# Apartments you would recommend in Sharjah?



## amitb (Jun 22, 2010)

Hey all ! 

me and my wife are moving to sharjah in a couple of weeks..i've been looking at property ads on bayut, dubizzle and gnads4u so i've a fair idea about the rentals but am not able to zero down on a locality. 

can you guys recommend any community or any apartment complexes in particular? would love to experience a good multi-storied tower hopefully with a gym and a pool and convenience stores nearby. good views and/or a park nearby wouldn't hurt  

thanks a ton!


----------



## |James| (Dec 23, 2009)

amitb said:


> Hey all !
> 
> me and my wife are moving to sharjah in a couple of weeks..i've been looking at property ads on bayut, dubizzle and gnads4u so i've a fair idea about the rentals but am not able to zero down on a locality.
> 
> ...


None!
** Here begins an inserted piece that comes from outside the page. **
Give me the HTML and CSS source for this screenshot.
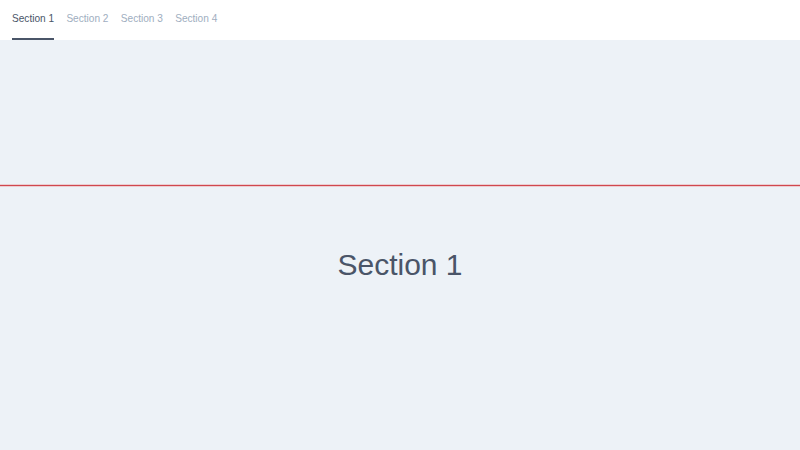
FILE: index.html
```html
<!DOCTYPE html>
<html>
<head>
<meta charset="utf-8">
<link rel="stylesheet" href="styles.css">
</head>
<body>
<nav class="tabs">
  <a class="tab active">Section 1</a>
  <a class="tab">Section 2</a>
  <a class="tab">Section 3</a>
  <a class="tab">Section 4</a>
</nav>
<main class="content">
  <div class="marker"></div>
  <section class="section">
    <h1 class="title">Section 1</h1>
  </section>
</main>
</body>
</html>
```
FILE: styles.css
```css
html, body {
  margin: 0;
  padding: 0;
  height: 100%;
  overflow: hidden;
}
body {
  font-family: "Liberation Sans", Arial, sans-serif;
  background: #edf2f7;
  color: #4a5568;
}
.tabs {
  height: 40px;
  background: #ffffff;
  display: flex;
  align-items: stretch;
  padding-left: 12px;
  gap: 12.3px;
  box-sizing: border-box;
}
.tab {
  display: flex;
  align-items: center;
  font-size: 10.1px;
  color: #a0aec0;
  border-bottom: 2px solid transparent;
  box-sizing: border-box;
  padding-bottom: 1px;
}
.tab.active {
  color: #4a5568;
  border-bottom-color: #4a5568;
}
.content {
  position: relative;
  height: 410px;
  overflow: hidden;
}
.marker {
  position: absolute;
  left: 0;
  right: 0;
  top: 145px;
  height: 1px;
  background: #d0484e;
  box-shadow: 0 1px 0 rgba(229, 62, 62, 0.2), 0 -1px 0 rgba(229, 62, 62, 0.2);
  z-index: 1;
}
.section {
  height: 450px;
  display: flex;
  align-items: center;
  justify-content: center;
}
.title {
  margin: 0;
  font-size: 30px;
  font-weight: 400;
}
```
Sharjah is a ghetto


----------



## pamela0810 (Apr 5, 2010)

amitb said:


> Hey all !
> 
> me and my wife are moving to sharjah in a couple of weeks..i've been looking at property ads on bayut, dubizzle and gnads4u so i've a fair idea about the rentals but am not able to zero down on a locality.
> 
> ...


Does Sharjah have a Palm Island too?


----------



## rsinner (Feb 3, 2009)

pamela0810 said:


> Does Sharjah have a Palm Island too?


There are some new and big apartments near the corniche area (if that is what it is called). View of the sea (but you are not next to the water), and convenient. Talking to someone who lives in Sharjah would help (most of us here on this forum live in dubai)


----------



## Andy Capp (Oct 5, 2008)

pamela0810 said:


> Does Sharjah have a Palm Island too?


Your sarcasm is noted, I like Sharjah the open spaces are great, the Corniche and beaches are wonderful, it's more family orientated and not "in your face" like Dubai is. 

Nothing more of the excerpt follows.